Ben tornato. Love this.

rapt said...

"Secretly a little bit moving"--I love it! Both for a supposedly shameful opera like Adriana and for its relevance to opera per se--how this absurd spectacle of lousy 19th-cent. (18th cent. 20th cent., etc.--I don't mean to be era-ist) melodramas seems (for me anyway) to laser right into some deep inner spot (pineal gland? amygdala?) and cause me to weep or jaw-drop in the middle of a crowd of strangers. But what I also love is whatever psychic connection it was that caused me, on reading your witty comments today on Parterre (esp. welcome in the midst of ON's heartbreaking display of youth), to click on your name for the first time in eons and discover the blog back! I'd given up hope! But now, in librettoese, my heart resurges!

Maury D'annato said...

Well it's nice to be missed but we'll see how long this little flurry of sturm und blog lasts.

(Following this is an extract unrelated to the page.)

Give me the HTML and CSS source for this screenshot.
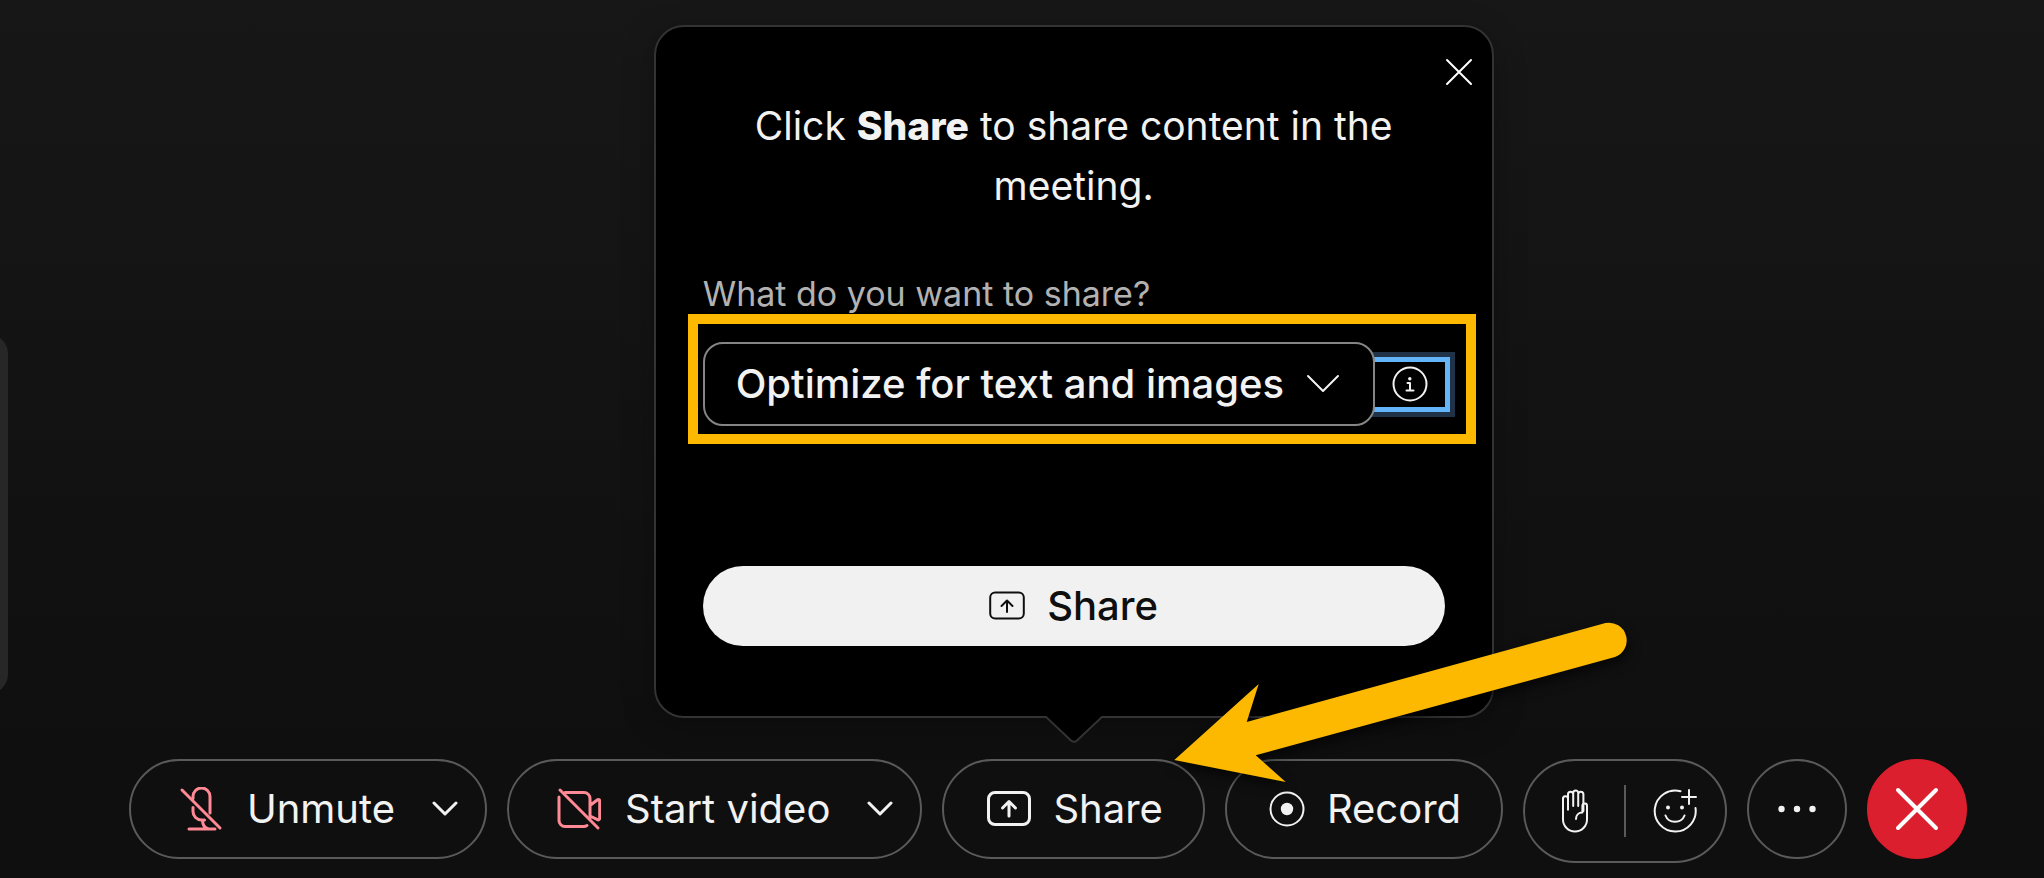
FILE: index.html
```
<!DOCTYPE html>
<html lang="en">
<head>
<meta charset="utf-8">
<title>Meeting controls</title>
<meta name="viewport" content="width=device-width, initial-scale=1">
<link rel="stylesheet" href="styles.css">
</head>
<body>
<main class="stage">
  <div class="side-panel"></div>
  <div class="toolbar">
    <div class="pill">
      <button class="pill-main" type="button">
        <svg class="icon icon-muted" viewBox="0 0 44 44" aria-hidden="true">
          <path d="M3 3 41 41"/>
          <path d="M14 11.500V9.500a8.500 8.500 0 0 1 17 0V26M14 20.500v4a8.500 8.500 0 0 0 8.500 8.500h3M23.500 33c0 5 2.500 8 6 9M10 42h26"/>
        </svg>
        <span>Unmute</span>
      </button>
      <button class="pill-menu" type="button" aria-label="Audio options">
        <svg class="chevron" viewBox="0 0 26 16" aria-hidden="true"><path d="M2 2 13 13 24 2"/></svg>
      </button>
    </div>
    <div class="pill">
      <button class="pill-main" type="button">
        <svg class="icon icon-muted" viewBox="0 0 44 44" aria-hidden="true">
          <path d="M3 3 41 41"/>
          <path d="M8 5.500H27a6 6 0 0 1 6 6V31M2 10V33.500a6 6 0 0 0 6 6H26.500a6 6 0 0 0 3.500-1M33 18.500 40.500 12.700a1.400 1.400 0 0 1 2.200 1.100V31.500a1.400 1.400 0 0 1-2.200 1.100L33 29"/>
        </svg>
        <span>Start video</span>
      </button>
      <button class="pill-menu" type="button" aria-label="Video options">
        <svg class="chevron" viewBox="0 0 26 16" aria-hidden="true"><path d="M2 2 13 13 24 2"/></svg>
      </button>
    </div>
    <div class="share-anchor">
      <button class="pill pill-share" type="button">
        <svg class="icon" viewBox="0 0 44 44" aria-hidden="true">
          <rect x="1.500" y="5.500" width="41" height="32" rx="6.500"/>
          <path d="M22 29V15M15.500 21 22 14.500 28.500 21"/>
        </svg>
        <span>Share</span>
      </button>
      <section class="popover" role="dialog" aria-label="Share content">
        <button class="popover-close" type="button" aria-label="Close">
          <svg viewBox="0 0 28 28" aria-hidden="true"><path d="M2 2 26 26M26 2 2 26"/></svg>
        </button>
        <p class="popover-title">Click <strong>Share</strong> to share content in the meeting.</p>
        <label class="field-label" for="share-mode">What do you want to share?</label>
        <div class="field-row">
          <div class="select-box">
            <select class="select" id="share-mode">
              <option>Optimize for text and images</option>
            </select>
            <svg class="select-chevron" viewBox="0 0 34 20" aria-hidden="true"><path d="M2 2 17 17 32 2"/></svg>
          </div>
          <button class="info" type="button" aria-label="More information">
            <svg viewBox="0 0 36 36" aria-hidden="true">
              <circle cx="18" cy="18" r="16.500"/>
              <path d="M15.500 17H18v7M14.500 24.500h7"/>
              <circle class="solid" cx="17.800" cy="12.800" r="1.700"/>
            </svg>
          </button>
          <div class="highlight"></div>
        </div>
        <button class="share-submit" type="button">
          <svg class="submit-icon" viewBox="0 0 36 36" aria-hidden="true">
            <rect x="1.200" y="4.500" width="33.600" height="26" rx="5"/>
            <path d="M18 24V13M12.500 18 18 12.500 23.500 18"/>
          </svg>
          <span>Share</span>
        </button>
        <svg class="popover-tail" viewBox="0 0 56 27" aria-hidden="true">
          <path class="tail-fill" d="M0 0H56L30.500 25q-2.500 2-5 0Z"/>
          <path class="tail-line" d="M0 1 25 24.500q3 2.500 6 0L56 1"/>
        </svg>
      </section>
      <svg class="arrow" viewBox="1160 610 480 190" aria-hidden="true">
        <path d="M1174.300 760 1258.700 684 1246.700 722 1605.500 623.100A17.700 17.700 0 0 1 1615 657.100L1255.700 755.300 1285.700 782Z"/>
      </svg>
    </div>
    <button class="pill pill-record" type="button">
      <svg class="record-icon" viewBox="0 0 36 36" aria-hidden="true">
        <circle cx="18" cy="18" r="16.500"/>
        <circle class="solid" cx="18" cy="18" r="6.200"/>
      </svg>
      <span>Record</span>
    </button>
    <div class="pill pill-react">
      <button class="react" type="button" aria-label="Raise hand">
        <svg class="icon" viewBox="0 0 44 44" aria-hidden="true">
          <path d="M15 20.500V5.300a2.600 2.600 0 0 1 5.200 0V17V3.900a2.500 2.500 0 0 1 5 0V17V5.300a2.600 2.600 0 0 1 5.200 0V22"/>
          <path d="M15 20.500V9.500a2.500 2.500 0 0 0-5 .5V30.500a12 12 0 0 0 24 0V17a2.300 2.300 0 0 0-4.600-.5V23.500c-4 0-6.400 3-6.400 6.500"/>
        </svg>
      </button>
      <span class="divider"></span>
      <button class="react" type="button" aria-label="Reactions">
        <svg class="icon icon-face" viewBox="0 0 44 44" aria-hidden="true">
          <path d="M27.500 2.200A20.500 20.500 0 1 0 42.500 19M36 1V15M29 8H43M12.500 26.500a10 9 0 0 0 19 0"/>
          <circle class="solid" cx="15" cy="18.500" r="2"/>
          <circle class="solid" cx="29" cy="18.500" r="2"/>
        </svg>
      </button>
    </div>
    <button class="pill pill-round" type="button" aria-label="More options">
      <svg class="icon" viewBox="0 0 44 44" aria-hidden="true">
        <circle class="solid" cx="6.500" cy="22" r="3.200"/>
        <circle class="solid" cx="22" cy="22" r="3.200"/>
        <circle class="solid" cx="37.500" cy="22" r="3.200"/>
      </svg>
    </button>
    <button class="pill pill-round pill-end" type="button" aria-label="Leave meeting">
      <svg class="icon" viewBox="0 0 44 44" aria-hidden="true"><path d="M3 3 41 41M41 3 3 41"/></svg>
    </button>
  </div>
</main>
</body>
</html>
```
FILE: styles.css
```
* {
  box-sizing: border-box;
}

body {
  margin: 0;
  background: #0f0f0f;
  color: #f2f2f2;
  font-family: Inter, "Liberation Sans", sans-serif;
  font-size: 40px;
  line-height: 60px;
}

button,
select {
  margin: 0;
  padding: 0;
  border: 0;
  background: none;
  color: inherit;
  font: inherit;
}

svg {
  display: block;
  flex: none;
  fill: none;
  stroke: currentColor;
  stroke-width: 3;
  stroke-linecap: round;
  stroke-linejoin: round;
}

.solid {
  fill: currentColor;
  stroke: none;
}

.stage {
  position: relative;
  display: flex;
  flex-direction: column;
  justify-content: flex-end;
  min-height: 100vh;
  overflow: hidden;
  background: linear-gradient(#171717, #0f0f0f 85%);
}

.side-panel {
  position: absolute;
  top: 334px;
  left: 0;
  width: 8px;
  height: 360px;
  overflow: hidden;
}

.side-panel::before {
  content: "";
  position: absolute;
  inset: 0 0 0 -60px;
  border-radius: 20px;
  background: #272727;
}

.toolbar {
  display: flex;
  align-items: flex-start;
  justify-content: center;
  gap: 20px;
  padding: 0 0 15px 52px;
}

.pill {
  display: flex;
  align-items: center;
  height: 100px;
  border: 2px solid #5a5a5a;
  border-radius: 52px;
  white-space: nowrap;
}

.pill-main {
  display: flex;
  align-items: center;
  gap: 24px;
  height: 100%;
  padding-left: 48px;
}

.pill-menu {
  display: flex;
  align-items: center;
  height: 100%;
  padding: 0 27px 0 37px;
}

.icon {
  width: 44px;
  height: 44px;
}

.icon-muted {
  color: #ff8a95;
}

.chevron {
  width: 26px;
  height: 16px;
}

.share-anchor {
  position: relative;
}

.pill-share {
  gap: 22px;
  padding: 0 40px 0 43px;
}

.pill-record {
  gap: 22px;
  padding: 0 40px 0 42px;
}

.record-icon {
  width: 36px;
  height: 36px;
  stroke-width: 2;
}

.pill-react {
  height: 104px;
}

.react {
  display: flex;
  align-items: center;
  justify-content: center;
  width: 100px;
  height: 100%;
}

.react .icon {
  stroke-width: 2;
}

.divider {
  width: 2px;
  height: 52px;
  margin: 0 -1px;
  background: #5a5a5a;
}

.pill-round {
  justify-content: center;
  width: 100px;
  border-radius: 50%;
}

.pill-end {
  border-color: #dc1f2e;
  background: #dc1f2e;
  color: #ffffff;
}

.pill-end .icon {
  stroke-width: 4;
}

.popover {
  position: absolute;
  bottom: calc(100% + 41px);
  left: 50%;
  width: 840px;
  padding: 69px 47px 70px;
  border: 2px solid #333333;
  border-radius: 30px;
  background: #000000;
  box-shadow: 0 8px 32px rgba(0, 0, 0, 0.25);
  transform: translateX(-50%);
}

.popover-close {
  position: absolute;
  top: 31px;
  right: 19px;
  color: #ffffff;
}

.popover-close svg {
  width: 28px;
  height: 28px;
  stroke-width: 2;
}

.popover-title {
  margin: 0 0 56px;
  font-size: 39px;
  text-align: center;
}

.popover-title strong {
  font-weight: 800;
}

.field-label {
  display: block;
  color: #b2b2b2;
  font-size: 34px;
  line-height: 44px;
}

.field-row {
  position: relative;
  display: flex;
  align-items: center;
  margin-top: 26px;
}

.select-box {
  position: relative;
  z-index: 1;
  flex: 1;
}

.select {
  display: block;
  width: 100%;
  height: 84px;
  padding: 0 90px 0 31px;
  border: 2px solid #858585;
  border-radius: 20px;
  background: #000000;
  font-weight: 500;
  appearance: none;
}

.select-chevron {
  position: absolute;
  top: 32px;
  right: 35px;
  width: 34px;
  height: 20px;
  stroke-width: 2;
  pointer-events: none;
}

.info {
  display: flex;
  align-items: center;
  justify-content: center;
  width: 70px;
  height: 45px;
  box-shadow: 0 0 0 5px #64b4fa, 0 0 0 10px #1f3247;
}

.info svg {
  width: 36px;
  height: 36px;
  stroke-width: 2;
}

.highlight {
  position: absolute;
  inset: -28px -31px -18px -15px;
  z-index: 2;
  border: 10px solid #fcb900;
  pointer-events: none;
}

.share-submit {
  display: flex;
  align-items: center;
  justify-content: center;
  gap: 22px;
  width: 100%;
  height: 80px;
  margin-top: 140px;
  border-radius: 40px;
  background: #f1f1f1;
  color: #0f0f0f;
  font-weight: 500;
}

.submit-icon {
  width: 36px;
  height: 36px;
  stroke-width: 2;
}

.popover-tail {
  position: absolute;
  top: 100%;
  left: 50%;
  width: 56px;
  height: 27px;
  transform: translateX(-50%);
}

.tail-fill {
  fill: #000000;
  stroke: none;
}

.tail-line {
  stroke: #333333;
  stroke-width: 2;
}

.arrow {
  position: absolute;
  top: -149px;
  left: 218px;
  z-index: 3;
  width: 480px;
  height: 190px;
  fill: #fcb900;
  stroke: none;
  filter: drop-shadow(2px 6px 6px rgba(0, 0, 0, 0.6));
  pointer-events: none;
}
```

Heartbreaking displays of youth are bittersweet in this age where it is a known thing that, ten years hence, the youth in question will be able to look back and headdesk at his astonishing presumption and arrogance.

rapt said...

Yes, that's what's heartbreaking--that and the thought of the misery of youthful insecurity (and terror of the prospect of life) from which that sort of ridiculous (and, unfortunately, abusive) position-staking-out arises (and the further thought of how old that makes ME--and perhaps, in response to that dreadful fact, prone to my own self-soothing form of projecting others' motivations...). Anyway, I just wanted to add that, much as I love reading your blog, I hope you're still pursuing your goal of other kinds of writing. Having recently heard, in my very own middle-of-nowhere town, Roberta Alexander give a master class and a recital, I've defined for myself what I admire most in an artist: access to emotion, that combination of technical skill with the gift/need to be in touch with one's own vulnerable core. It's what I see in your writing. I await developments!